Tratando-se de uma operação de um serviço secreto, a investigação portuguesa, segundo o que consta do despacho, não investigou os serviços de informações portugueses sobre o seu conhecimento quanto ao transporte de detidos ilegais e, eventualmente, colaboração. Apesar disto, os investigadores concluíram não existirem indícios que "qualquer funcionário ou dirigente do Estado português tenha estado envolvido, directa ou indirectamente" no escândalo internacional dos voos da CIA, que ficou conhecido como o "Expresso de Guantanamo".
No despacho de arquivamento, os procuradores do Departamento Central de Investigação e Acção Penal (DCIAP) Paes de Faria e José Franco confirmaram "a passagem pelo território nacional" dos aviões sob suspeita, mencionados pela eurodeputada Ana Gomes, "e na identificação de 148 pessoas tripulantes ou passageiros".
"Não se exclui, nem se pode excluir, que estas 148 pessoas possam estar ligadas directa, ou indirectamente, às autoridades norte-americanas e, em concreto, ás actividades da CIA. Mas não se logrou demonstrar tal relação"
Os procuradores afirmam que foram "examinados" os registos disponíveis de várias empresas suspeitas de serem uma fachada da agência de espionagem norte-americana. Mas, uma vez mais, declaram que "nenhum elemento dos autos permite estabelecer qualquer ligação entre as empresas e entidades públicas norte-americanas, nomeadamente a CIA".
Mas, mesmo que a relação entre tais empresas e a CIA ficasse comprovada, a utilização de aviões em território nacional "não configura, por si só, qualquer acto ilícito criminal", escrevem os procuradores. "Igualmente, o transporte de prisioneiros, por si mesmo, não integra qualquer ilícito dessa natureza", acrescentam Paes Faria e José Franco.
Presos e deportados
A investigação debruçou-se ainda sobre os avistamentos na Base das Lajes, nos Açores. Os primeiros depoimentos de Ana Gomes e do jornalista Rui Costa Pinto apontavam no sentido de terem sido vistas pessoas agrilhoadas a circularem na plataforma. Ambos os denunciantes referiram que a informação provinha de fontes locais. Ora, o que a investigação apurou é que, num dos casos, o que se terá passado foi um "transporte de militares norte-americanos, em situação de detenção, provavelmente oriundos de cenários de guerra".

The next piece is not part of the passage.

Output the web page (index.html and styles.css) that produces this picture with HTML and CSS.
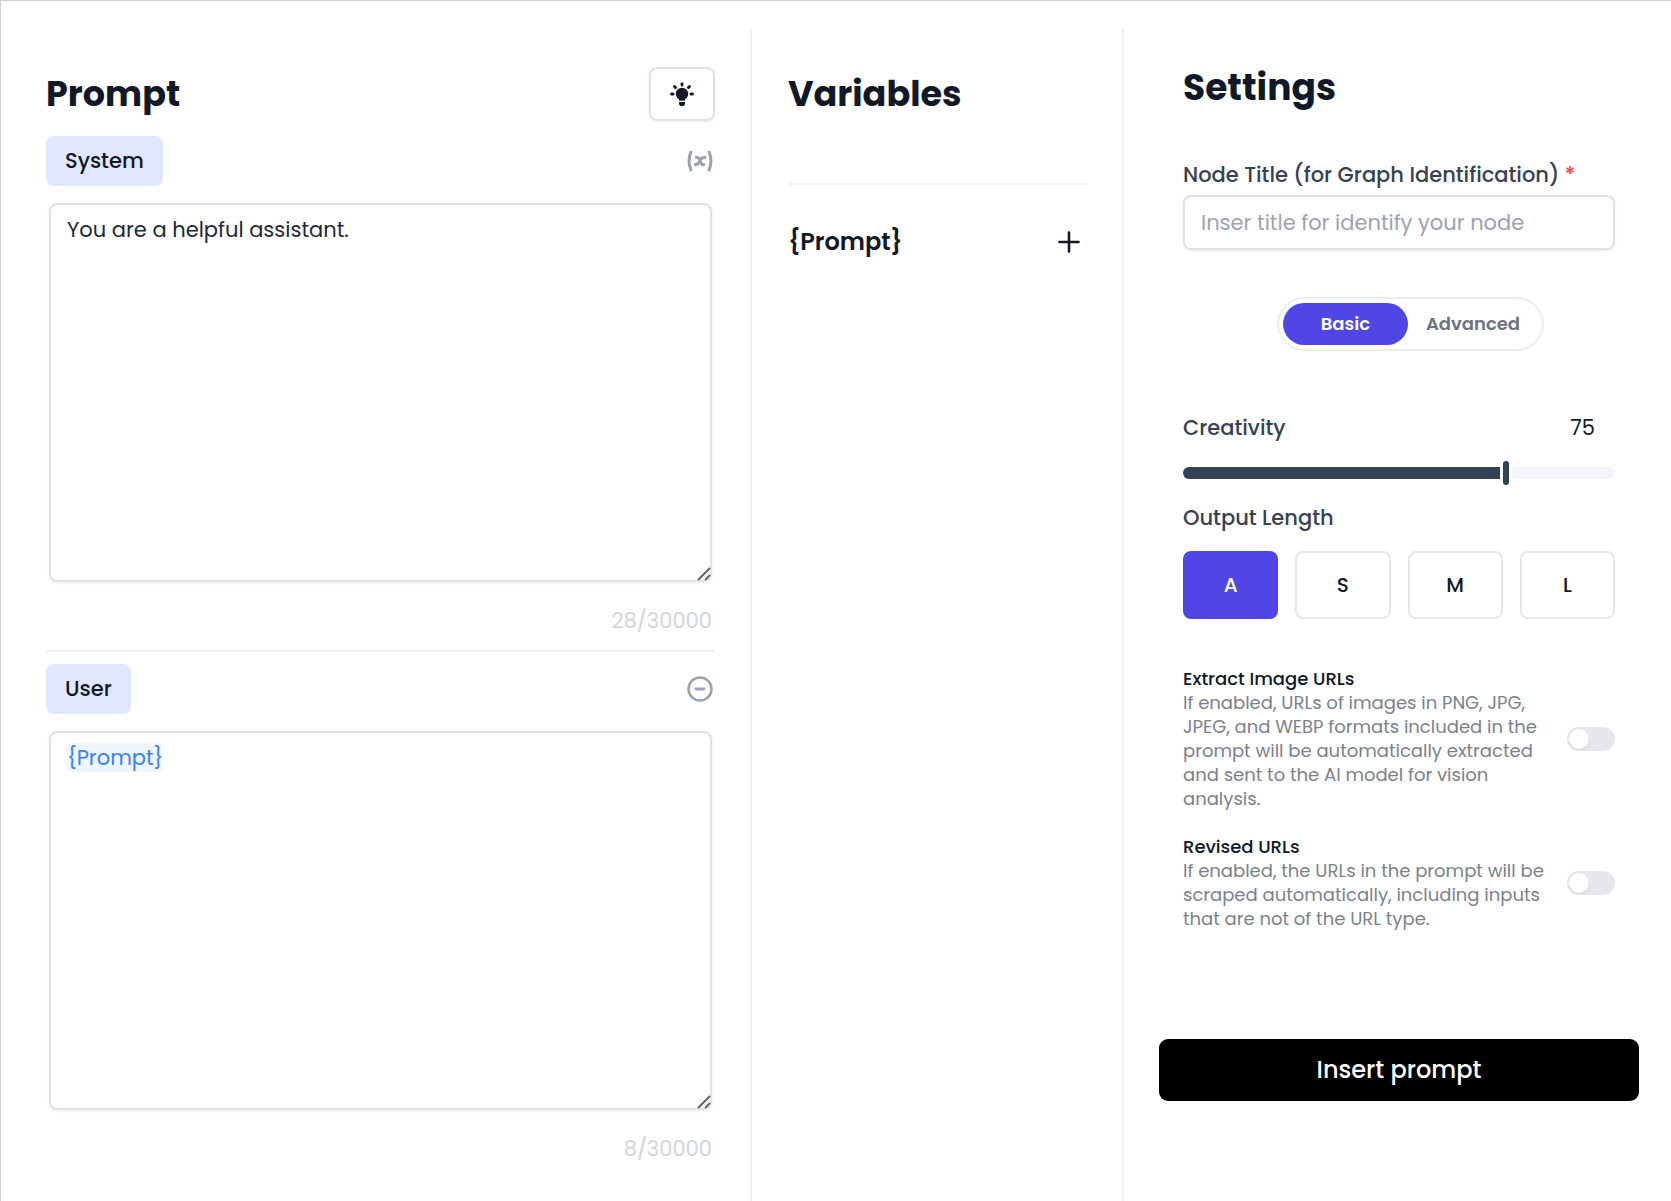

No segundo avistamento suspeito, os investigadores apuraram tratar-se de "transporte de deportados oriundos do Canadá através da Base das Lajes".
O caso chegou ao Ministério Público em Fevereiro de 2007, através da deputada Ana Gomes, depois de discutida a polémica no Parlamento Europeu.
Ontem, depois de divulgado o arquivamento da investigação, Ana Gomes queixava-se que apenas tomou conhecimento desta decisão através da comunicação social, mas garantiu que o caso não está encerrado e que não o deixará cair.
"Não me surpreende a decisão de arquivamento, tendo em conta as dificuldades que eu própria encontrei nas tentativas de apuramento da verdade e que sei que os próprios agentes da justiça também defrontaram", declarou Ana Gomes.
"Eu não deixarei cair, porque o que está em causa em Portugal é o respeito pelos direitos humanos, pelo Estado de Direito e pela nossa Constituição. Vou prossegui-lo com os meios que estiverem ao meu alcance, designadamente como assistente do processo", acrescentou.
Assim como Rui Costa Pinto que afirma ter tido conhecimento do despacho também pela comunicação social e continua a aguardar "serenamente ser notificado do supra referido despacho para sobre ele me poder pronunciar".